### AIM OF THE EXERCISE:
Copy each line of the data below exactly, leaving out pictures.

------------------------------------

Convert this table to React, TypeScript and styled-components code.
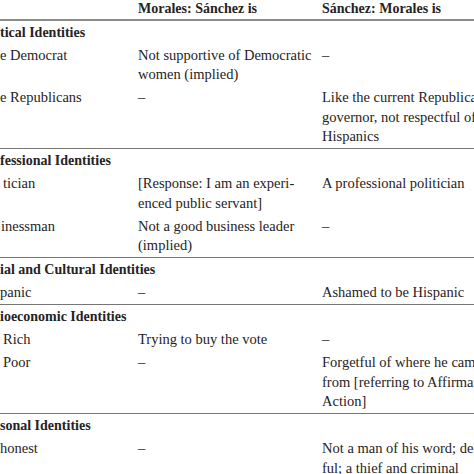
import React from "react";
import styled, { createGlobalStyle } from "styled-components";

const GlobalStyle = createGlobalStyle`
  html, body {
    margin: 0;
    padding: 0;
    background: #ffffff;
  }
`;

const Frame = styled.div`
  width: 474px;
  height: 474px;
  overflow: hidden;
  background: #ffffff;
`;

const Table = styled.table`
  width: 560px;
  border-collapse: collapse;
  table-layout: fixed;
  font-family: "Liberation Serif", "Times New Roman", serif;
  font-size: 14.5px;
  color: #262324;
`;

const HeadCell = styled.th`
  text-align: left;
  font-family: "Liberation Serif", "Times New Roman", serif;
  font-weight: 700;
  font-size: 14px;
  line-height: 17px;
  padding: 0 0 1.75px;
  border-bottom: 2px solid #8c8c8c;
  white-space: nowrap;
`;

const SectionCell = styled.td<{ $rule?: boolean }>`
  font-family: "Liberation Serif", "Times New Roman", serif;
  font-weight: 700;
  font-size: 14px;
  line-height: 19.5px;
  padding: 1.75px 0;
  white-space: nowrap;
  border-top: ${(p) => (p.$rule ? "1.5px solid #767676" : "none")};
`;

const Cell = styled.td<{ $indent?: number }>`
  font-family: "Liberation Serif", "Times New Roman", serif;
  font-size: 14.5px;
  vertical-align: top;
  line-height: 19.5px;
  padding: 1.75px 0 1.75px ${(p) => p.$indent ?? 0}px;
  white-space: nowrap;
`;

type Row = { label: string; indent?: number; a: string[]; b: string[] };
type Section = { title: string; rows: Row[] };

const sections: Section[] = [
  {
    title: "tical Identities",
    rows: [
      { label: "e Democrat", a: ["Not supportive of Democratic", "women (implied)"], b: ["–"] },
      {
        label: "e Republicans",
        a: ["–"],
        b: ["Like the current Republican", "governor, not respectful of", "Hispanics"],
      },
    ],
  },
  {
    title: "fessional Identities",
    rows: [
      {
        label: "tician",
        indent: 3,
        a: ["[Response: I am an experi-", "enced public servant]"],
        b: ["A professional politician"],
      },
      { label: "inessman", indent: 1, a: ["Not a good business leader", "(implied)"], b: ["–"] },
    ],
  },
  {
    title: "ial and Cultural Identities",
    rows: [{ label: "panic", a: ["–"], b: ["Ashamed to be Hispanic"] }],
  },
  {
    title: "ioeconomic Identities",
    rows: [
      { label: "Rich", indent: 3, a: ["Trying to buy the vote"], b: ["–"] },
      {
        label: "Poor",
        indent: 3,
        a: ["–"],
        b: ["Forgetful of where he came", "from [referring to Affirmative", "Action]"],
      },
    ],
  },
  {
    title: "sonal Identities",
    rows: [
      { label: "honest", a: ["–"], b: ["Not a man of his word; deceit-", "ful; a thief and criminal"] },
    ],
  },
];

const Lines = ({ lines }: { lines: string[] }) => (
  <>
    {lines.map((l, i) => (
      <React.Fragment key={i}>
        {i > 0 && <br />}
        {l}
      </React.Fragment>
    ))}
  </>
);

export default function App() {
  return (
    <Frame>
      <GlobalStyle />
      <Table>
        <colgroup>
          <col style={{ width: 138 }} />
          <col style={{ width: 184 }} />
          <col style={{ width: 238 }} />
        </colgroup>
        <thead>
          <tr>
            <HeadCell />
            <HeadCell>Morales: Sánchez is</HeadCell>
            <HeadCell>Sánchez: Morales is</HeadCell>
          </tr>
        </thead>
        <tbody>
          {sections.map((s, si) => (
            <React.Fragment key={s.title}>
              <tr>
                <SectionCell colSpan={3} $rule={si > 0}>
                  {s.title}
                </SectionCell>
              </tr>
              {s.rows.map((r) => (
                <tr key={r.label}>
                  <Cell $indent={r.indent}>{r.label}</Cell>
                  <Cell>
                    <Lines lines={r.a} />
                  </Cell>
                  <Cell>
                    <Lines lines={r.b} />
                  </Cell>
                </tr>
              ))}
            </React.Fragment>
          ))}
        </tbody>
      </Table>
    </Frame>
  );
}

------------------------------------

### RESULT:
Convert this table to React, TypeScript and styled-components code.
import React from "react";
import styled, { createGlobalStyle } from "styled-components";

const GlobalStyle = createGlobalStyle`
  html, body {
    margin: 0;
    padding: 0;
    background: #ffffff;
  }
`;

const Frame = styled.div`
  width: 474px;
  height: 474px;
  overflow: hidden;
  background: #ffffff;
`;

const Table = styled.table`
  width: 560px;
  border-collapse: collapse;
  table-layout: fixed;
  font-family: "Liberation Serif", "Times New Roman", serif;
  font-size: 14.5px;
  color: #262324;
`;

const HeadCell = styled.th`
  text-align: left;
  font-family: "Liberation Serif", "Times New Roman", serif;
  font-weight: 700;
  font-size: 14px;
  line-height: 17px;
  padding: 0 0 1.75px;
  border-bottom: 2px solid #8c8c8c;
  white-space: nowrap;
`;

const SectionCell = styled.td<{ $rule?: boolean }>`
  font-family: "Liberation Serif", "Times New Roman", serif;
  font-weight: 700;
  font-size: 14px;
  line-height: 19.5px;
  padding: 1.75px 0;
  white-space: nowrap;
  border-top: ${(p) => (p.$rule ? "1.5px solid #767676" : "none")};
`;

const Cell = styled.td<{ $indent?: number }>`
  font-family: "Liberation Serif", "Times New Roman", serif;
  font-size: 14.5px;
  vertical-align: top;
  line-height: 19.5px;
  padding: 1.75px 0 1.75px ${(p) => p.$indent ?? 0}px;
  white-space: nowrap;
`;

type Row = { label: string; indent?: number; a: string[]; b: string[] };
type Section = { title: string; rows: Row[] };

const sections: Section[] = [
  {
    title: "tical Identities",
    rows: [
      { label: "e Democrat", a: ["Not supportive of Democratic", "women (implied)"], b: ["–"] },
      {
        label: "e Republicans",
        a: ["–"],
        b: ["Like the current Republican", "governor, not respectful of", "Hispanics"],
      },
    ],
  },
  {
    title: "fessional Identities",
    rows: [
      {
        label: "tician",
        indent: 3,
        a: ["[Response: I am an experi-", "enced public servant]"],
        b: ["A professional politician"],
      },
      { label: "inessman", indent: 1, a: ["Not a good business leader", "(implied)"], b: ["–"] },
    ],
  },
  {
    title: "ial and Cultural Identities",
    rows: [{ label: "panic", a: ["–"], b: ["Ashamed to be Hispanic"] }],
  },
  {
    title: "ioeconomic Identities",
    rows: [
      { label: "Rich", indent: 3, a: ["Trying to buy the vote"], b: ["–"] },
      {
        label: "Poor",
        indent: 3,
        a: ["–"],
        b: ["Forgetful of where he came", "from [referring to Affirmative", "Action]"],
      },
    ],
  },
  {
    title: "sonal Identities",
    rows: [
      { label: "honest", a: ["–"], b: ["Not a man of his word; deceit-", "ful; a thief and criminal"] },
    ],
  },
];

const Lines = ({ lines }: { lines: string[] }) => (
  <>
    {lines.map((l, i) => (
      <React.Fragment key={i}>
        {i > 0 && <br />}
        {l}
      </React.Fragment>
    ))}
  </>
);

export default function App() {
  return (
    <Frame>
      <GlobalStyle />
      <Table>
        <colgroup>
          <col style={{ width: 138 }} />
          <col style={{ width: 184 }} />
          <col style={{ width: 238 }} />
        </colgroup>
        <thead>
          <tr>
            <HeadCell />
            <HeadCell>Morales: Sánchez is</HeadCell>
            <HeadCell>Sánchez: Morales is</HeadCell>
          </tr>
        </thead>
        <tbody>
          {sections.map((s, si) => (
            <React.Fragment key={s.title}>
              <tr>
                <SectionCell colSpan={3} $rule={si > 0}>
                  {s.title}
                </SectionCell>
              </tr>
              {s.rows.map((r) => (
                <tr key={r.label}>
                  <Cell $indent={r.indent}>{r.label}</Cell>
                  <Cell>
                    <Lines lines={r.a} />
                  </Cell>
                  <Cell>
                    <Lines lines={r.b} />
                  </Cell>
                </tr>
              ))}
            </React.Fragment>
          ))}
        </tbody>
      </Table>
    </Frame>
  );
}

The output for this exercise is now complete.